■ Task to carry out ■
In the entries below, identify every line with the string "React" and copy it.

■ Given data ■

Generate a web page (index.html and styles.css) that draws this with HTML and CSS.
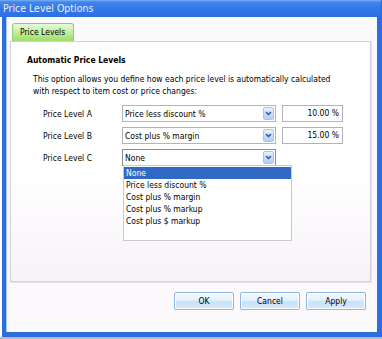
FILE: index.html
```html
<!DOCTYPE html>
<html>
<head>
<meta charset="utf-8">
<link rel="stylesheet" href="styles.css">
</head>
<body>
<div class="window">
  <div class="titlebar">Price Level Options</div>
  <div class="client">
    <div class="tabs"><div class="tab">Price Levels</div></div>
    <div class="panel">
      <div class="heading">Automatic Price Levels</div>
      <div class="desc">This option allows you define how each price level is automatically calculated<br>with respect to item cost or price changes:</div>
      <div class="rows">
        <div class="row">
          <span class="label">Price Level A</span>
          <div class="combo"><span>Price less discount %</span><span class="arrow"><svg width="7" height="5" viewBox="0 0 7 5"><path d="M1 1 L3.5 3.5 L6 1" fill="none" stroke="#2b4f9c" stroke-width="1.4"/></svg></span></div>
          <div class="spin">10.00 %</div>
        </div>
        <div class="row">
          <span class="label">Price Level B</span>
          <div class="combo"><span>Cost plus % margin</span><span class="arrow"><svg width="7" height="5" viewBox="0 0 7 5"><path d="M1 1 L3.5 3.5 L6 1" fill="none" stroke="#2b4f9c" stroke-width="1.4"/></svg></span></div>
          <div class="spin">15.00 %</div>
        </div>
        <div class="row">
          <span class="label">Price Level C</span>
          <div class="combo focus"><span>None</span><span class="arrow"><svg width="7" height="5" viewBox="0 0 7 5"><path d="M1 1 L3.5 3.5 L6 1" fill="none" stroke="#2b4f9c" stroke-width="1.4"/></svg></span>
            <ul class="list">
              <li class="sel">None</li>
              <li>Price less discount %</li>
              <li>Cost plus % margin</li>
              <li>Cost plus % markup</li>
              <li>Cost plus $ markup</li>
            </ul>
          </div>
        </div>
      </div>
    </div>
    <div class="buttons">
      <button class="btn">OK</button>
      <button class="btn">Cancel</button>
      <button class="btn">Apply</button>
    </div>
  </div>
</div>
</body>
</html>
```

FILE: styles.css
```css
html, body {
  margin: 0;
  padding: 0;
  background: #ffffff;
}
body {
  font-family: "DejaVu Sans Condensed", "DejaVu Sans", sans-serif;
  font-size: 8.5px;
  color: #000;
}
.window {
  width: 382px;
  height: 339px;
  box-sizing: border-box;
  display: flex;
  flex-direction: column;
  border-bottom: 2px solid #b9bcc8;
}
.titlebar {
  height: 17px;
  box-sizing: border-box;
  padding-left: 3px;
  line-height: 17px;
  font-size: 10.5px;
  color: #e6efff;
  background: linear-gradient(to bottom, #7eb0f4 0px, #3f86ec 2px, #3479e8 8px, #2c6fe2 17px);
  border-right: 1px solid #2a6ad8;
}
.client {
  flex: 1;
  display: flex;
  flex-direction: column;
  margin-left: 2px;
  border-left: 4px solid #2c6fdc;
  border-right: 5px solid #2c6fdc;
  border-bottom: 5px solid #2c6fdc;
  background: #fcf9fd;
  padding: 6px 6px 0 4px;
  box-shadow: inset 1px 0 0 #a9c6f2;
}
.tabs {
  display: flex;
  padding-left: 2px;
}
.tab {
  height: 18px;
  box-sizing: border-box;
  padding: 0 8px 0 7px;
  line-height: 17px;
  border: 1px solid #9cc48a;
  border-bottom: none;
  border-radius: 3px 3px 0 0;
  background: linear-gradient(to bottom, #e9fadb 0%, #c6ef9f 45%, #9ddc6a 100%);
}
.panel {
  height: 241px;
  box-sizing: border-box;
  border: 1px solid #d6ced9;
  box-shadow: 1px 1px 0 #e6dfe9;
  background: linear-gradient(to bottom, #ffffff 0%, #ffffff 55%, #f7f2f8 100%);
  padding: 12px 0 0 16px;
}
.heading {
  font-weight: bold;
  line-height: 12px;
  margin-bottom: 7px;
}
.desc {
  line-height: 12px;
  padding-left: 6px;
  margin-bottom: 8px;
}
.rows {
  display: flex;
  flex-direction: column;
  gap: 5px;
  padding-left: 16px;
}
.row {
  display: flex;
  align-items: center;
  height: 17px;
}
.label {
  width: 79px;
  flex: none;
}
.combo {
  position: relative;
  width: 154px;
  height: 17px;
  box-sizing: border-box;
  border: 1px solid #b5b2bb;
  background: #fff;
  display: flex;
  align-items: center;
  justify-content: space-between;
  padding: 0 1px 0 2px;
}
.combo.focus {
  border-color: #8c8a92;
}
.arrow {
  width: 11px;
  height: 13px;
  box-sizing: border-box;
  border: 1px solid #a9c4ea;
  border-radius: 2px;
  background: linear-gradient(to bottom, #eaf3ff 0%, #c7dcfa 50%, #b4cff6 100%);
  display: flex;
  align-items: center;
  justify-content: center;
}
.spin {
  margin-left: 6px;
  width: 61px;
  height: 17px;
  box-sizing: border-box;
  border: 1px solid #b5b2bb;
  background: #fff;
  text-align: right;
  line-height: 15px;
  padding-right: 3px;
}
.list {
  position: absolute;
  left: 0;
  top: 15px;
  width: 169px;
  height: 76px;
  box-sizing: border-box;
  margin: 0;
  padding: 1px 0 0 0;
  list-style: none;
  background: #fff;
  border: 1px solid #cbc8d0;
  z-index: 2;
}
.list li {
  height: 12px;
  line-height: 12px;
  padding-left: 2px;
}
.list li.sel {
  background: #316ac5;
  color: #fff;
}
.buttons {
  display: flex;
  justify-content: flex-end;
  gap: 6px;
  margin-top: 10px;
  padding-right: 5px;
}
.btn {
  width: 60px;
  height: 18px;
  box-sizing: border-box;
  margin: 0;
  padding: 0;
  font: inherit;
  color: #000;
  border: 1px solid #8fb3e2;
  border-radius: 2px;
  background: linear-gradient(to bottom, #f6fbff 0%, #e3f0fd 45%, #c9e1fa 55%, #d7eafc 100%);
  box-shadow: inset 0 0 0 1px #ffffff;
}
```
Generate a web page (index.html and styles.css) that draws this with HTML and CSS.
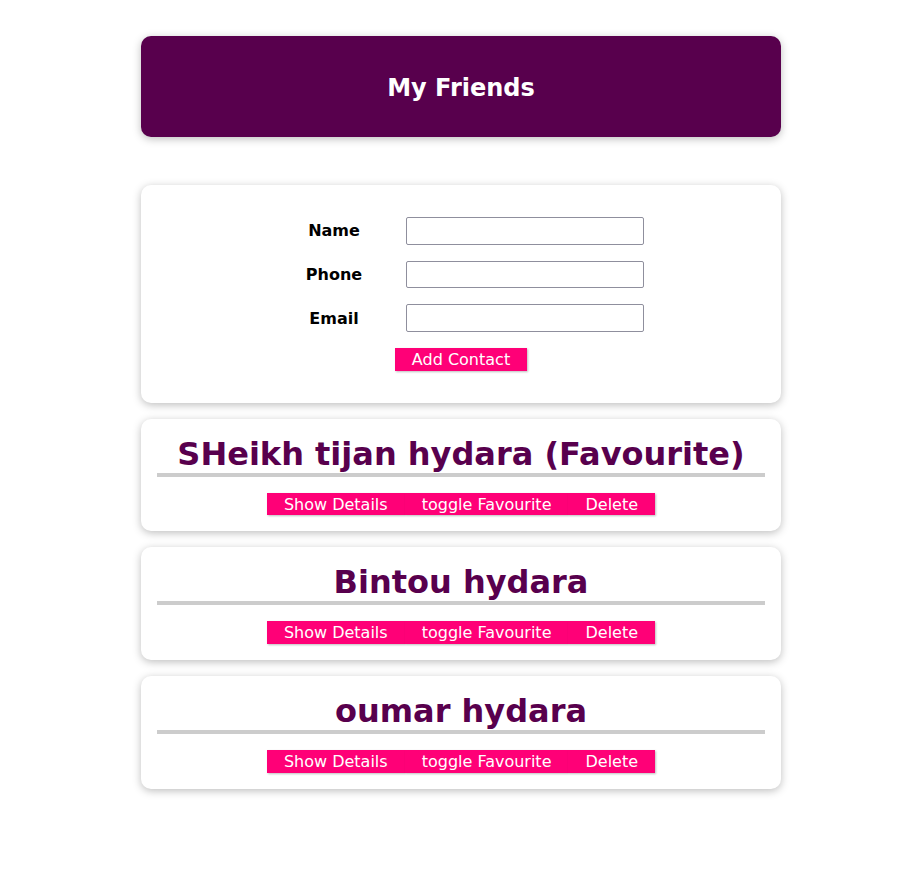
FILE: index.html
```html
<html>
<head>
    <title>My Friends</title>
    <link rel="stylesheet" href="styles.css">
</head>
<body>
    <div id="app">
        <header>
            <h2>My Friends</h2>
        </header>
        <section class="card">
            <form id="new-friend">
                <div class="form-control">
                    <label for="name">Name</label>
                    <input type="text" id="name">
                </div>
                <div class="form-control">
                    <label for="phone">Phone</label>
                    <input type="tel" id="phone">
                </div>
                <div class="form-control">
                    <label for="email">Email</label>
                    <input type="email" id="email">
                </div>
                <div>
                    <button type="submit">Add Contact</button>
                </div>
            </form>
        </section>
        <ul>
            <li class="card">
                <h2>SHeikh tijan hydara (Favourite)</h2>
                <button>Show Details</button><button>toggle Favourite</button><button>Delete</button>
            </li>
            <li class="card">
                <h2>Bintou hydara</h2>
                <button>Show Details</button><button>toggle Favourite</button><button>Delete</button>
            </li>
            <li class="card">
                <h2>oumar hydara</h2>
                <button>Show Details</button><button>toggle Favourite</button><button>Delete</button>
            </li>
        </ul>
    </div>
</body>
</html>
```

FILE: styles.css
```css
*{
    box-sizing: border-box;
}
html{
    font-family: "DejaVu Sans", sans-serif;
}
body{
    margin: 0;
    padding: 36px 0 0 23px;
    background-color: white;
}
header{
    box-shadow: 0 2px 8px rgba(0, 0, 0, 0.26);
    margin: 0 auto 3rem auto;
    border-radius: 10px;
    padding: 18px 1rem 15px 1rem;
    background-color: #58004d;
    color: white;
    text-align: center;
    width: 90%;
    max-width: 40rem;
}
header h2{
    font-size: 1.5rem;
    margin: 20px 0;
}
.card{
    box-shadow: 0 2px 8px rgba(0, 0, 0, 0.26);
    margin: 1rem auto;
    border-radius: 10px;
    padding: 1rem;
    text-align: center;
    width: 90%;
    max-width: 40rem;
    background-color: white;
}
ul{
    margin: 0;
    padding: 0;
    list-style: none;
}
.card h2{
    font-size: 2rem;
    border-bottom: 4px solid #ccc;
    color: #58004d;
    margin: 0 0 1rem 0;
}
form div{
    margin: 1rem 0;
}
.form-control{
    display: flex;
    justify-content: center;
    align-items: center;
}
label{
    font-weight: bold;
    width: 7rem;
    margin-right: 1rem;
    text-align: center;
}
input{
    font: inherit;
    width: 238px;
    padding: 0.21rem;
    border: 1px solid #8f8f9d;
    border-radius: 2px;
}
button{
    font: inherit;
    cursor: pointer;
    border: 1px solid #ff0077;
    background-color: #ff0077;
    color: white;
    padding: 0.05rem 1rem;
    box-shadow: 1px 1px 2px rgba(0, 0, 0, 0.26);
}
button:hover{
    background-color: #ec3169;
    border-color: #ec3169;
}
```
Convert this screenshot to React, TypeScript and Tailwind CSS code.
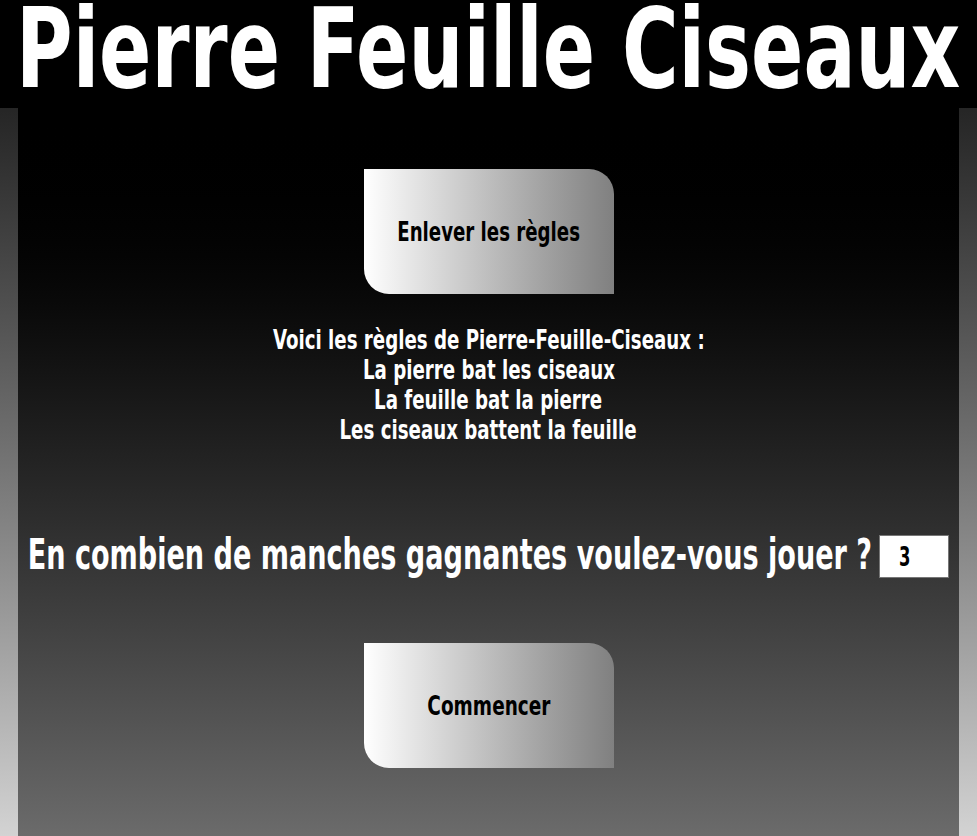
const impact = "font-['Impact','DejaVu_Sans_Condensed',sans-serif] font-bold"

// Impact isn't installed, so the condensed face is squeezed sideways to the
// same width; the outer box keeps the width the text takes on screen.
function Squeeze({ box, inner, children }: { box: string; inner: string; children: React.ReactNode }) {
  return (
    <span className={`flex justify-center overflow-visible ${box}`}>
      <span className={`shrink-0 whitespace-nowrap ${impact} ${inner}`}>{children}</span>
    </span>
  )
}

export default function App() {
  return (
    <div className="min-h-[836px] h-[836px] overflow-hidden bg-gradient-to-b from-[#111111] to-[#d3d3d3] flex flex-col">
      <header className="h-[108px] shrink-0 bg-black flex items-start justify-center pt-[10px]">
        <h1>
          <Squeeze box="w-[941px]" inner="text-white text-[88px] leading-[78px] scale-x-[0.975] scale-y-[1.25]">
            Pierre Feuille Ciseaux
          </Squeeze>
        </h1>
      </header>

      <main className="mx-[18px] flex-1 overflow-hidden bg-gradient-to-b from-black to-[#6b6b6b] flex flex-col items-center pt-[61px]">
        <button className="w-[250px] h-[125px] rounded-tr-[25px] rounded-bl-[25px] bg-gradient-to-r from-white to-[#808080] flex items-center justify-center">
          <Squeeze box="w-[181px]" inner="text-black text-[26px] leading-[30px] scale-x-[0.777]">
            Enlever les règles
          </Squeeze>
        </button>

        <div className="mt-[31px] flex flex-col items-center text-white">
          <Squeeze box="w-[433px]" inner="text-[27px] leading-[30px] scale-x-[0.75]">
            Voici les règles de Pierre-Feuille-Ciseaux :
          </Squeeze>
          <Squeeze box="w-[272px]" inner="text-[27px] leading-[30px] scale-x-[0.75]">
            La pierre bat les ciseaux
          </Squeeze>
          <Squeeze box="w-[226px]" inner="text-[27px] leading-[30px] scale-x-[0.75]">
            La feuille bat la pierre
          </Squeeze>
          <Squeeze box="w-[292px]" inner="text-[27px] leading-[30px] scale-x-[0.75]">
            Les ciseaux battent la feuille
          </Squeeze>
        </div>

        <div className="mt-[90px] flex items-center gap-[7px] h-[43px]">
          <Squeeze box="w-[843px] text-white" inner="text-[42px] leading-[42px] scale-x-[0.717] -translate-y-[2px]">
            En combien de manches gagnantes voulez-vous jouer ?
          </Squeeze>
          <div className="w-[70px] h-[43px] bg-white border border-[#767676] flex items-center pl-[19px]">
            <span className={`${impact} text-black text-[26px] leading-none inline-block origin-left scale-x-[0.7]`}>3</span>
          </div>
        </div>

        <button className="mt-[65px] w-[250px] h-[125px] rounded-tr-[25px] rounded-bl-[25px] bg-gradient-to-r from-white to-[#808080] flex items-center justify-center">
          <Squeeze box="w-[123px]" inner="text-black text-[26px] leading-[30px] scale-x-[0.79]">
            Commencer
          </Squeeze>
        </button>
      </main>
    </div>
  )
}
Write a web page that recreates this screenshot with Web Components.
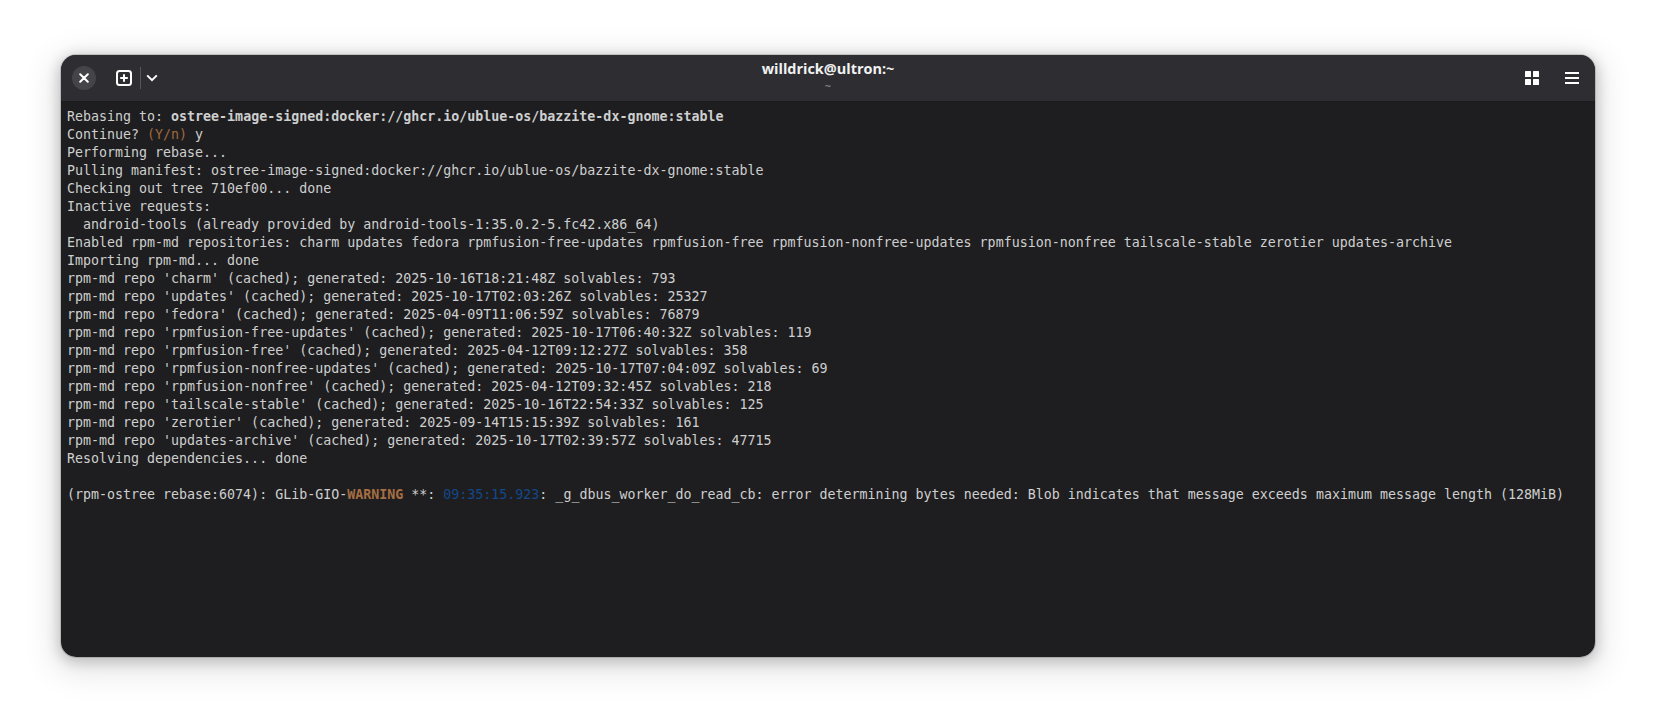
<!DOCTYPE html>
<html><head><meta charset="utf-8">
<style>html,body{margin:0;background:#fff;height:100%}</style>
</head><body>
<term-window><term-header slot="header" title-text="willdrick@ultron:~" subtitle="~"></term-header><term-line>Rebasing to: <b>ostree-image-signed:docker://ghcr.io/ublue-os/bazzite-dx-gnome:stable</b></term-line><term-line>Continue? <span style="color:#a0693f">(Y/n)</span> y</term-line><term-line>Performing rebase...</term-line><term-line>Pulling manifest: ostree-image-signed:docker://ghcr.io/ublue-os/bazzite-dx-gnome:stable</term-line><term-line>Checking out tree 710ef00... done</term-line><term-line>Inactive requests:</term-line><term-line>  android-tools (already provided by android-tools-1:35.0.2-5.fc42.x86_64)</term-line><term-line>Enabled rpm-md repositories: charm updates fedora rpmfusion-free-updates rpmfusion-free rpmfusion-nonfree-updates rpmfusion-nonfree tailscale-stable zerotier updates-archive</term-line><term-line>Importing rpm-md... done</term-line><term-line>rpm-md repo 'charm' (cached); generated: 2025-10-16T18:21:48Z solvables: 793</term-line><term-line>rpm-md repo 'updates' (cached); generated: 2025-10-17T02:03:26Z solvables: 25327</term-line><term-line>rpm-md repo 'fedora' (cached); generated: 2025-04-09T11:06:59Z solvables: 76879</term-line><term-line>rpm-md repo 'rpmfusion-free-updates' (cached); generated: 2025-10-17T06:40:32Z solvables: 119</term-line><term-line>rpm-md repo 'rpmfusion-free' (cached); generated: 2025-04-12T09:12:27Z solvables: 358</term-line><term-line>rpm-md repo 'rpmfusion-nonfree-updates' (cached); generated: 2025-10-17T07:04:09Z solvables: 69</term-line><term-line>rpm-md repo 'rpmfusion-nonfree' (cached); generated: 2025-04-12T09:32:45Z solvables: 218</term-line><term-line>rpm-md repo 'tailscale-stable' (cached); generated: 2025-10-16T22:54:33Z solvables: 125</term-line><term-line>rpm-md repo 'zerotier' (cached); generated: 2025-09-14T15:15:39Z solvables: 161</term-line><term-line>rpm-md repo 'updates-archive' (cached); generated: 2025-10-17T02:39:57Z solvables: 47715</term-line><term-line>Resolving dependencies... done</term-line><term-line></term-line><term-line>(rpm-ostree rebase:6074): GLib-GIO-<b style="color:#a66e42">WARNING</b> **: <span style="color:#12488b">09:35:15.923</span>: _g_dbus_worker_do_read_cb: error determining bytes needed: Blob indicates that message exceeds maximum message length (128MiB)</term-line></term-window>
<script>
class TermWindow extends HTMLElement{
  constructor(){super();this.attachShadow({mode:'open'}).innerHTML=`
  <style>
  :host{display:block;box-sizing:border-box;height:724px;padding:55px 61px 67px}
  .win{height:100%;display:flex;flex-direction:column;border-radius:15px;overflow:hidden;background:#1e1e20}
  .shadow{height:100%;border-radius:15px;box-shadow:0 0 0 1px rgba(0,0,0,.14),0 3px 14px 2px rgba(0,0,0,.2),0 8px 32px 8px rgba(0,0,0,.1)}
  .content{flex:1;padding:6px 6px 0;font:13.3px/18px "DejaVu Sans Mono",monospace;color:#cfcfcf;overflow:hidden}
  </style>
  <div class="shadow"><div class="win"><slot name="header"></slot><div class="content"><slot></slot></div></div></div>`;}
}
class TermLine extends HTMLElement{
  constructor(){super();this.attachShadow({mode:'open'}).innerHTML=`<style>:host{display:block;height:18px;white-space:pre}</style><slot></slot>`;}
}
class IconButton extends HTMLElement{
  constructor(){super();this.attachShadow({mode:'open'}).innerHTML=`
  <style>:host{display:inline-flex;align-items:center;justify-content:center;flex:none}
  svg{display:block}</style><slot></slot>`;}
}
class TermHeader extends HTMLElement{
  constructor(){super();const t=this.getAttribute('title-text'),s=this.getAttribute('subtitle');
  this.attachShadow({mode:'open'}).innerHTML=`
  <style>
  :host{display:grid;grid-template-columns:1fr auto 1fr;align-items:center;box-sizing:border-box;height:47px;padding-bottom:1px;flex:none;background:#2e2e32;box-shadow:inset 0 -1px 0 #1a1a1c;color:#fff}
  .left{display:flex;align-items:center;padding-left:11px}
  .close{width:24px;height:24px;border-radius:50%;background:#454549;margin-right:16px}
  .new{width:24px;height:24px}
  .sep{width:1px;height:22px;background:#55555a;margin:0 0 0 4px}
  .chev{width:22px;height:24px}
  .mid{display:flex;flex-direction:column;align-items:center}
  .t{font:700 14.45px/18px "Open Sans","Noto Sans",sans-serif;color:#f2f2f2;margin-top:-3px}
  .s{font:400 11px/14px "Open Sans","Noto Sans",sans-serif;color:#9a9a9d;margin-top:1px}
  .right{display:flex;align-items:center;justify-content:flex-end;padding-right:16px;gap:26px}
  </style>
  <div class="left">
    <icon-button class="close"><svg width="10" height="10" viewBox="0 0 10 10"><path d="M1.2 1.2L8.8 8.8M8.8 1.2L1.2 8.8" stroke="#fff" stroke-width="2" stroke-linecap="round"/></svg></icon-button>
    <icon-button class="new"><svg width="16" height="16" viewBox="0 0 16 16"><rect x="1" y="1" width="14" height="14" rx="2.5" fill="none" stroke="#fff" stroke-width="2"/><path d="M8 4.2V11.8M4.2 8H11.8" stroke="#fff" stroke-width="2"/></svg></icon-button>
    <div class="sep"></div>
    <icon-button class="chev"><svg width="12" height="8" viewBox="0 0 12 8"><path d="M1.2 1.4L6 6.2L10.8 1.4" fill="none" stroke="#fff" stroke-width="2"/></svg></icon-button>
  </div>
  <div class="mid"><div class="t">${t}</div><div class="s">${s}</div></div>
  <div class="right">
    <icon-button><svg width="14" height="14" viewBox="0 0 14 14" fill="#fff"><rect width="6" height="6" rx=".6"/><rect x="8" width="6" height="6" rx=".6"/><rect y="8" width="6" height="6" rx=".6"/><rect x="8" y="8" width="6" height="6" rx=".6"/></svg></icon-button>
    <icon-button><svg width="14" height="12" viewBox="0 0 14 12" fill="#fff"><rect width="14" height="2"/><rect y="5" width="14" height="2"/><rect y="10" width="14" height="2"/></svg></icon-button>
  </div>`;}
}
customElements.define('icon-button',IconButton);
customElements.define('term-header',TermHeader);
customElements.define('term-line',TermLine);
customElements.define('term-window',TermWindow);
</script>
</body></html>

■ Response for this exercise ■
Convert this screenshot to React, TypeScript and Tailwind CSS code.
function Squeeze({ box, inner, children }: { box: string; inner: string; children: React.ReactNode }) {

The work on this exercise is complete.